■ **GIVEN INFORMATION**
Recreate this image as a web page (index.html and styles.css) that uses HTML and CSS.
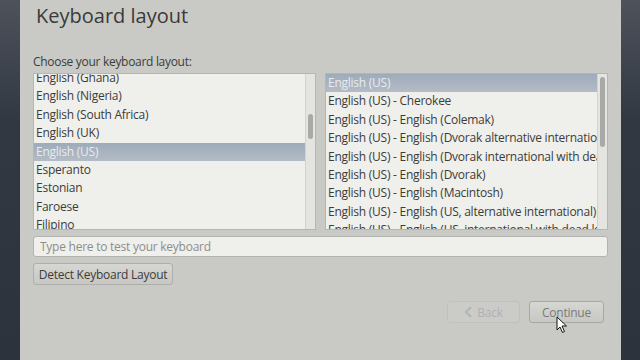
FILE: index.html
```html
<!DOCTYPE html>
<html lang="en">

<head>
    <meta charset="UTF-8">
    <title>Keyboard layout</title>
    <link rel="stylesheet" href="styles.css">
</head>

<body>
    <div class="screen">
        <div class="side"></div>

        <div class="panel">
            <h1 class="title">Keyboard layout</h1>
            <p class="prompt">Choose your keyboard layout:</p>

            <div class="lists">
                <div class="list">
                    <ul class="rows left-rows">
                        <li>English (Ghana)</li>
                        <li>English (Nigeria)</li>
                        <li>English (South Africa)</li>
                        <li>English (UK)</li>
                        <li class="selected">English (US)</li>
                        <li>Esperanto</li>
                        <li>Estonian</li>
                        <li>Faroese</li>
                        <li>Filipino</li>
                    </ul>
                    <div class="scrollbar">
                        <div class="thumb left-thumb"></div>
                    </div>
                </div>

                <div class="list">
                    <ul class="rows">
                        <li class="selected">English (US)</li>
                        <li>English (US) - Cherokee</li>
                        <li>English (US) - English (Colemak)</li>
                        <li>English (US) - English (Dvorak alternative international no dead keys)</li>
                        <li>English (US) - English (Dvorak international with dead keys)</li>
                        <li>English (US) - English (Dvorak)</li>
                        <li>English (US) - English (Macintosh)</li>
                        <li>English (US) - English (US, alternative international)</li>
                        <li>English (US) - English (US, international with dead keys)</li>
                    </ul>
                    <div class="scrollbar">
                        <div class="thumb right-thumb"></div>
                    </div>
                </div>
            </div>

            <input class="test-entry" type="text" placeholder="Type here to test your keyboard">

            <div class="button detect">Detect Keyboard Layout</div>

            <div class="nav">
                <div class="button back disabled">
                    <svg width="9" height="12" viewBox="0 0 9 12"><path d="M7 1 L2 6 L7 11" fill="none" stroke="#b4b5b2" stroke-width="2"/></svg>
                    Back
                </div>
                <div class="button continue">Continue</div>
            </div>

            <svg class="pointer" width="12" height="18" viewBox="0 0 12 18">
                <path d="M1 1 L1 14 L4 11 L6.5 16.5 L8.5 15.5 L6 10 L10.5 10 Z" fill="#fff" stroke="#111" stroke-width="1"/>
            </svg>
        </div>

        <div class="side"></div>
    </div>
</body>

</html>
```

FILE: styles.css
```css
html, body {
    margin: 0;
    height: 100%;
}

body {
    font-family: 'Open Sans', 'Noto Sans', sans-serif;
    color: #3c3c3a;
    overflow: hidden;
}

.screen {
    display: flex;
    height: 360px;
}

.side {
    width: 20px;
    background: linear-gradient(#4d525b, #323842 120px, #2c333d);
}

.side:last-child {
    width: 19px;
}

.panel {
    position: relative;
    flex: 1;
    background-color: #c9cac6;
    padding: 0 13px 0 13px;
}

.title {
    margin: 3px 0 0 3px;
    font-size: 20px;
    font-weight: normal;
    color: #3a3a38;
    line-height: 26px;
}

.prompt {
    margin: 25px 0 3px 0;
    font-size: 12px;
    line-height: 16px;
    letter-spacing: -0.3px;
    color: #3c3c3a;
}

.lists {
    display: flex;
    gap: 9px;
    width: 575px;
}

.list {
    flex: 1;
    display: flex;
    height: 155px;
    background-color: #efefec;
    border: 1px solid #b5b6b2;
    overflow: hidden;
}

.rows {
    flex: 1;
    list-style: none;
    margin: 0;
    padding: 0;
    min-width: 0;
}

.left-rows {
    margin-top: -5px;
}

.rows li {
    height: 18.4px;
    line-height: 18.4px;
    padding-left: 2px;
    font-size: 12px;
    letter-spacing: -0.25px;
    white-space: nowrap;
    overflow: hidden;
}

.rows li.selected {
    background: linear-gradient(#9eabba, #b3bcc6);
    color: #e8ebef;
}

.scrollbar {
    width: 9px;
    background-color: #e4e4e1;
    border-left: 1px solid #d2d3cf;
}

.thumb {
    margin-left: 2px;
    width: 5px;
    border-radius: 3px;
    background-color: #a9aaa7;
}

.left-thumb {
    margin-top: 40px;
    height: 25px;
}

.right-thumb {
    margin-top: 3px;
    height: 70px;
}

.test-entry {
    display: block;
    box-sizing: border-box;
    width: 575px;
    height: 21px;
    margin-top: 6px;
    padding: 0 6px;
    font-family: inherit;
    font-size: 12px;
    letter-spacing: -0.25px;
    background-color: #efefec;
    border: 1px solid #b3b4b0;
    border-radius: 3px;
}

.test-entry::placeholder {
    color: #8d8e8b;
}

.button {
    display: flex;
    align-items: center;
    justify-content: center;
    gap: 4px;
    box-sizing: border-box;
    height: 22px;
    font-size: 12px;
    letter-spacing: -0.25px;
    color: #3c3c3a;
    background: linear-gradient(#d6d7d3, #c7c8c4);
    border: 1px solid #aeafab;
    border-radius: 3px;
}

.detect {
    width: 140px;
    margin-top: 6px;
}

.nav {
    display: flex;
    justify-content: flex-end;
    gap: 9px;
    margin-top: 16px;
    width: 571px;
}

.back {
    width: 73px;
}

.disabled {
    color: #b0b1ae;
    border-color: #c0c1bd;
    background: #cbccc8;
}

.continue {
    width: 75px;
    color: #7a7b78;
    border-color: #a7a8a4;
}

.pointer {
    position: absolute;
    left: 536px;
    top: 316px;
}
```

--

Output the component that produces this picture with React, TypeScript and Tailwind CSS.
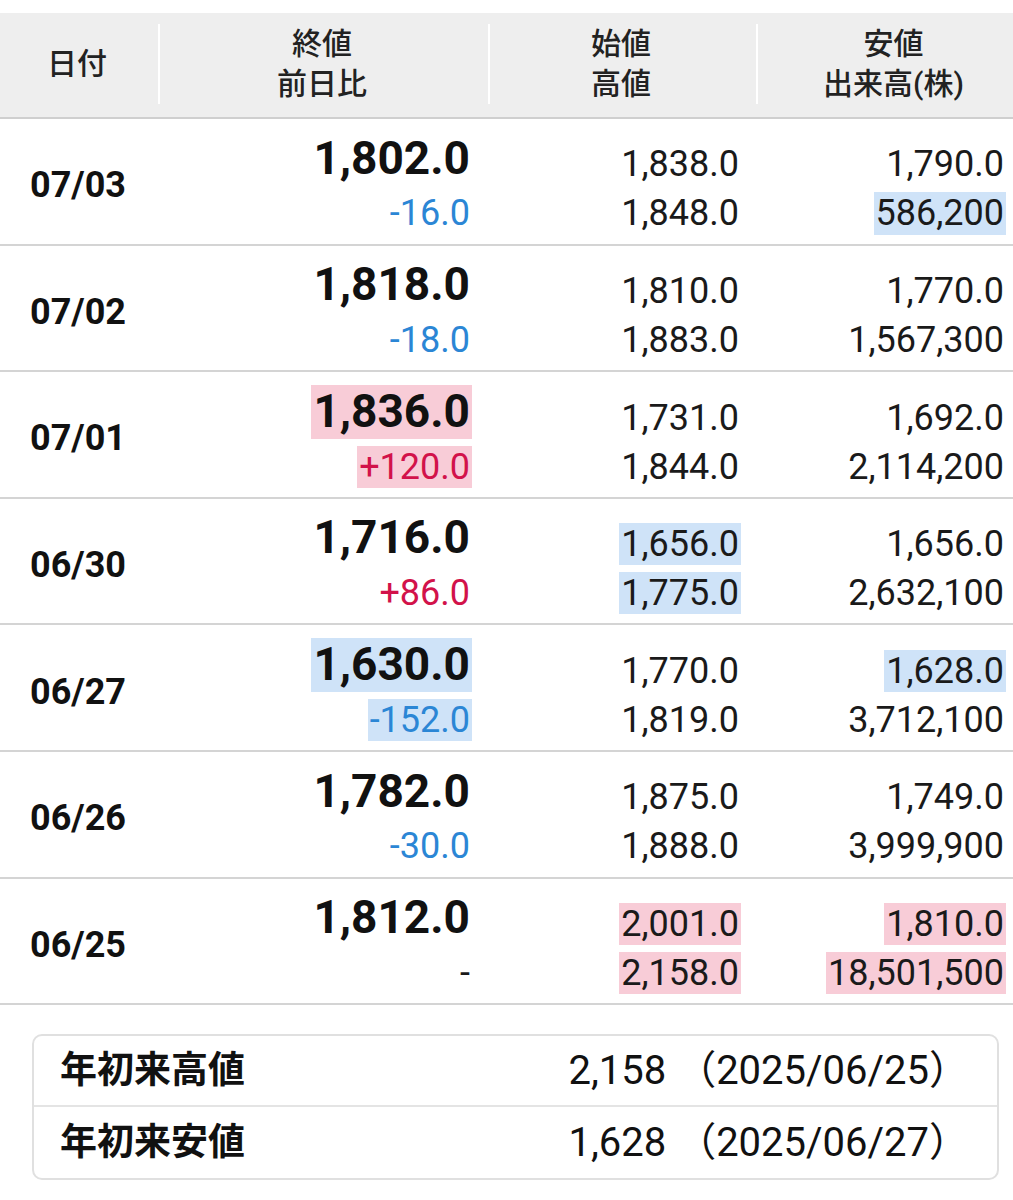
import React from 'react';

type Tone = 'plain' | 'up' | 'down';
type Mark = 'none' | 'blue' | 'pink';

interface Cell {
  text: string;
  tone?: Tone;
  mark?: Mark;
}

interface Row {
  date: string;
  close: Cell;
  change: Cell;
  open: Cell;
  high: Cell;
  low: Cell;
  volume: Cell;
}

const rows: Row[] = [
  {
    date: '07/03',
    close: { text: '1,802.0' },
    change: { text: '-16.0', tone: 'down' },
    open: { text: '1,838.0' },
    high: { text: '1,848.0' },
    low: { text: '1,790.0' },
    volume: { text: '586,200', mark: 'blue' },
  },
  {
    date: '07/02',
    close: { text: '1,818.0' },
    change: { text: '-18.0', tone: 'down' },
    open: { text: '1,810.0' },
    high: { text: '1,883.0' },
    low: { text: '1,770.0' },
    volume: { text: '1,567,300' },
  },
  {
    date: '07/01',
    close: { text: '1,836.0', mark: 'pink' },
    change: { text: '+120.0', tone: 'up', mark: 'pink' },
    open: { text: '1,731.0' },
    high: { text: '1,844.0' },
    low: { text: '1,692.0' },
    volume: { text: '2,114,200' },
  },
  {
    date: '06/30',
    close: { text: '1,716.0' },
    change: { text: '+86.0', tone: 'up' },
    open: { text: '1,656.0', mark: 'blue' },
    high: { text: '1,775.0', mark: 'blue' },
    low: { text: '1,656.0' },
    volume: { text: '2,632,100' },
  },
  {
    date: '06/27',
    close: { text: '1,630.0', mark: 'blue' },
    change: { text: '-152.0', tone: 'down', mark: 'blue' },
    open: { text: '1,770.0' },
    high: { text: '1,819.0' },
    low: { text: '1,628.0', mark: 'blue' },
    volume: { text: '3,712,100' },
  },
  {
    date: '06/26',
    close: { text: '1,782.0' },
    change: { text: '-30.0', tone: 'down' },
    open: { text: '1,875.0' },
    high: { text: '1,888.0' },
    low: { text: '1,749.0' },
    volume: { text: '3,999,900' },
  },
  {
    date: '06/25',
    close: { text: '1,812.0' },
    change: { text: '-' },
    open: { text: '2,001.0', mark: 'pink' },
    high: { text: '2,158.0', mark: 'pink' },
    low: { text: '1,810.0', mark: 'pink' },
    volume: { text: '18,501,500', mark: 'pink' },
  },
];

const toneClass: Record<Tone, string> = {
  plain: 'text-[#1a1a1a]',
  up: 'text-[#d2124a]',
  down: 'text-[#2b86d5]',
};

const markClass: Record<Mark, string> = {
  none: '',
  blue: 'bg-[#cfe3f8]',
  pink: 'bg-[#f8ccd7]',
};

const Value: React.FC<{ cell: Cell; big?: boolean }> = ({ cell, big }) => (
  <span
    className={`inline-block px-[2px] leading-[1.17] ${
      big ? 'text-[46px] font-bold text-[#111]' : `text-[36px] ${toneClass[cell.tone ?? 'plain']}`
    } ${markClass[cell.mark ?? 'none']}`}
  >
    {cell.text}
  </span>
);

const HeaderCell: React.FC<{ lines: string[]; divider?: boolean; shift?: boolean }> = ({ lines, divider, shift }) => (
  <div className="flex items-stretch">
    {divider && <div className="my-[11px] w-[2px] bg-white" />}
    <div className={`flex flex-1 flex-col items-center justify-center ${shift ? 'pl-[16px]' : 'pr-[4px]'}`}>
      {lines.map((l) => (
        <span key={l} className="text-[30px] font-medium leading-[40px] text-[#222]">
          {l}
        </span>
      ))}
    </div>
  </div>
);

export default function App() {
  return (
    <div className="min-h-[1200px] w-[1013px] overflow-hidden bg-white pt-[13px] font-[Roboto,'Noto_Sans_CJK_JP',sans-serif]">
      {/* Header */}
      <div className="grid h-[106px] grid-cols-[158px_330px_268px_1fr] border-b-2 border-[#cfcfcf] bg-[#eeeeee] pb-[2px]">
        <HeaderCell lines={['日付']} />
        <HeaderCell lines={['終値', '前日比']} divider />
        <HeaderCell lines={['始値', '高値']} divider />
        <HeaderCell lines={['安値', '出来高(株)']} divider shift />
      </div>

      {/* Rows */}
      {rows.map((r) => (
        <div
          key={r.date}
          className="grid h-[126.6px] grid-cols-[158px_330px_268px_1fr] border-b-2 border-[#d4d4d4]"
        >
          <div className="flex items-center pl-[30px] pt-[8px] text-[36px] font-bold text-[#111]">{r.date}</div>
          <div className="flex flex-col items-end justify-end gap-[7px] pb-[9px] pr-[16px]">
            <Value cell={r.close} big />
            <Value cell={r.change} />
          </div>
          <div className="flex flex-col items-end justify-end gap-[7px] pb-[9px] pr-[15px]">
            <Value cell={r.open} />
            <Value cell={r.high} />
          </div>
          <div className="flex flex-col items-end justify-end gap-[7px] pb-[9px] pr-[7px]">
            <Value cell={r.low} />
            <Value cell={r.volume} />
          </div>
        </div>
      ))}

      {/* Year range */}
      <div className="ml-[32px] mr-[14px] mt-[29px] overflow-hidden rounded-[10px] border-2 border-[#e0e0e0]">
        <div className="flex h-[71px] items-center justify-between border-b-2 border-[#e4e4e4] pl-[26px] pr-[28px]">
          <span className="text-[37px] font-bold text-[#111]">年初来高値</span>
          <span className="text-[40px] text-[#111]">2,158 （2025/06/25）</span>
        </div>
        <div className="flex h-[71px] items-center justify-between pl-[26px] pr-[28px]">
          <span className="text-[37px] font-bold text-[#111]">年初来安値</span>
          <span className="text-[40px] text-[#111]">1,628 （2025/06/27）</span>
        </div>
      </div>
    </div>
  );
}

■ **WORK TO BE COMPLETED**
Report every line in the data above in which the word "that" appears.

■ **EXERCISE SOLUTION**
Recreate this image as a web page (index.html and styles.css) that uses HTML and CSS.
Output the component that produces this picture with React, TypeScript and Tailwind CSS.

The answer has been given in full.